In the final part of his journey, Snow investigates new directions and beliefs taking hold in America. In Portland, Oregon, he meets Libertarians, who are demanding a smaller government. He visits a commune leading the drive for Americans to lead sustainable lives. In one of Portland's new churches, Snow finds that the view of America as God's chosen nation is waning. He asks whether a more moderate, less political US church is emerging.
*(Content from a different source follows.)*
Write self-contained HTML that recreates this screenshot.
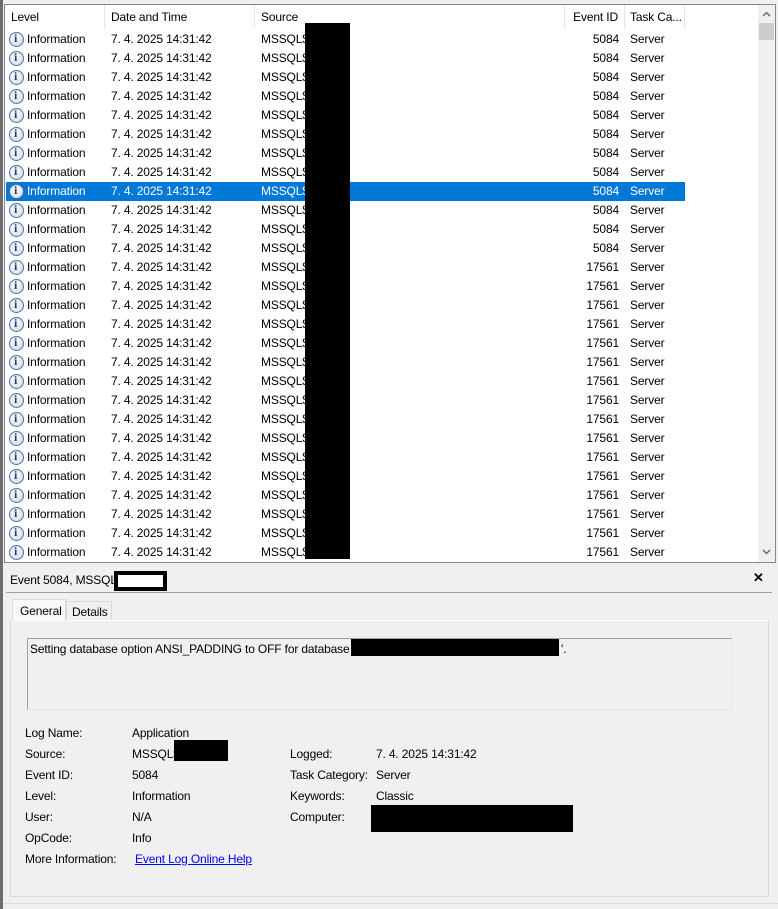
<!DOCTYPE html>
<html><head><style>
*{margin:0;padding:0;box-sizing:border-box}
body{width:778px;height:909px;background:#f0f0f0;font:12px "Liberation Sans",sans-serif;color:#000;position:relative;overflow:hidden;letter-spacing:-0.15px}
.a{position:absolute;white-space:nowrap}
#list{position:absolute;left:4px;top:4px;width:772px;height:559px;background:#fff;border:1px solid #828790;overflow:hidden}
.hd{position:absolute;top:0;height:24px;line-height:24px;color:#000;border-right:1px solid #e5e5e5}
.row{position:absolute;left:1px;width:679px;height:19px;line-height:19px}
.row span{position:absolute}
.sel{background:#0078d7;color:#fff}
.ic{width:15px;height:15px;border-radius:50%;border:1px solid #4a6fa5;background:radial-gradient(circle at 40% 35%,#fff,#c9d6e8);top:2px;left:3px}
.ic:after{content:"i";position:absolute;left:4px;top:-2px;font:bold 12px "Liberation Serif",serif;color:#1a3f7a}
#sb{position:absolute;right:0;top:0;width:17px;height:557px;background:#f0f0f0}
</style></head><body>
<div style="position:absolute;left:0;top:0;width:3px;height:909px;background:#6d6d6d"></div>
<div id="list">
<div class="hd" style="left:0;width:100px;padding-left:6px">Level</div>
<div class="hd" style="left:100px;width:150px;padding-left:6px">Date and Time</div>
<div class="hd" style="left:250px;width:310px;padding-left:6px">Source</div>
<div class="hd" style="left:560px;width:60px;text-align:right;padding-right:6px">Event ID</div>
<div class="hd" style="left:620px;width:60px;padding-left:5px">Task Ca...</div>
<div id="sb"><div style="position:absolute;left:1px;top:18px;width:15px;height:17px;background:#cdcdcd"></div>
<svg class="a" style="left:4px;top:6px" width="9" height="6"><path d="M1 5L4.5 1.5L8 5" stroke="#606060" stroke-width="1.3" fill="none"/></svg>
<svg class="a" style="left:4px;top:544px" width="9" height="6"><path d="M1 1L4.5 4.5L8 1" stroke="#606060" stroke-width="1.3" fill="none"/></svg></div>
<div id="rows"></div>
<div style="position:absolute;left:300px;top:18px;width:45px;height:536px;background:#000"></div>
</div>
<script>
var h='';for(var i=0;i<28;i++){var t=25+i*19;var id=i<12?'5084':'17561';
h+='<div class="row'+(i==8?' sel':'')+'" style="top:'+t+'px"><span class="ic"></span><span style="left:21px">Information</span><span style="left:105px">7. 4. 2025 14:31:42</span><span style="left:255px">MSSQL$</span><span style="left:560px;width:53px;text-align:right">'+id+'</span><span style="left:624px">Server</span></div>';}
document.getElementById('rows').innerHTML=h;
</script>
<div class="a" style="left:10px;top:573px">Event 5084, MSSQL$</div>
<div class="a" style="left:114px;top:571px;width:53px;height:20px;background:#fff;border:4px solid #000"></div>
<div class="a" style="left:753px;top:570px;font-weight:bold;font-size:13px">✕</div>
<div class="a" style="left:6px;top:592px;width:766px;height:1px;background:#a0a0a0"></div>
<div class="a" style="left:10px;top:620px;width:759px;height:277px;background:#f0f0f0;border:1px solid #d9d9d9;border-top:1px solid #fff"></div>
<div class="a" style="left:3px;top:903px;width:775px;height:1px;background:#d9d9d9"></div>
<div class="a" style="left:12px;top:599px;width:54px;height:22px;background:#f9f9f9;border:1px solid #d9d9d9;border-bottom:none;padding:4px 0 0 7px">General</div>
<div class="a" style="left:66px;top:601px;width:46px;height:19px;border:1px solid #d9d9d9;border-bottom:none;padding:3px 0 0 5px">Details</div>
<div class="a" style="left:27px;top:638px;width:705px;height:72px;border:1px solid #a0a0a0;border-right-color:#e3e3e3;border-bottom-color:#e3e3e3"></div>
<div class="a" style="left:30px;top:642px">Setting database option ANSI_PADDING to OFF for database</div>
<div class="a" style="left:351px;top:639px;width:208px;height:17px;background:#000"></div>
<div class="a" style="left:561px;top:642px">'.</div>
<div class="a" style="left:25px;top:726px">Log Name:</div><div class="a" style="left:132px;top:726px">Application</div>
<div class="a" style="left:25px;top:747px">Source:</div><div class="a" style="left:132px;top:747px">MSSQL$</div>
<div class="a" style="left:174px;top:740px;width:54px;height:21px;background:#000"></div>
<div class="a" style="left:290px;top:747px">Logged:</div><div class="a" style="left:376px;top:747px">7. 4. 2025 14:31:42</div>
<div class="a" style="left:25px;top:768px">Event ID:</div><div class="a" style="left:132px;top:768px">5084</div>
<div class="a" style="left:290px;top:768px">Task Category:</div><div class="a" style="left:376px;top:768px">Server</div>
<div class="a" style="left:25px;top:789px">Level:</div><div class="a" style="left:132px;top:789px">Information</div>
<div class="a" style="left:290px;top:789px">Keywords:</div><div class="a" style="left:376px;top:789px">Classic</div>
<div class="a" style="left:25px;top:810px">User:</div><div class="a" style="left:132px;top:810px">N/A</div>
<div class="a" style="left:290px;top:810px">Computer:</div>
<div class="a" style="left:371px;top:805px;width:202px;height:27px;background:#000"></div>
<div class="a" style="left:25px;top:831px">OpCode:</div><div class="a" style="left:132px;top:831px">Info</div>
<div class="a" style="left:25px;top:852px">More Information:</div>
<div class="a" style="left:135px;top:852px;color:#0000ff;text-decoration:underline">Event Log Online Help</div>
</body></html>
Ending his journey in Seattle, birthplace of Boeing, Starbucks and Microsoft, Snow sees first-hand America's shift in focus from the Atlantic to the Pacific. He meets Gary Locke, America's first governor of Chinese descent. He and others say the emergence of Asia has shifted America's centre of gravity from the Atlantic to the Pacific. But at a Boeing factory, Snow meets some of the victims of globalisation - the workers who are striking over pay, conditions and the outsourcing of work to China and abroad. For them and many other Americans the search for the American dream is transforming into the American nightmare.

Snow concludes that America has the talent and capacity to reinvent itself and that immigration will help, rather than hinder, its quest to maintain its leadership position in the world. However, the United States faces dire problems if it cannot bridge the gap between the 'haves' and 'have nots' and use all its people's talents to help keep the American dream alive.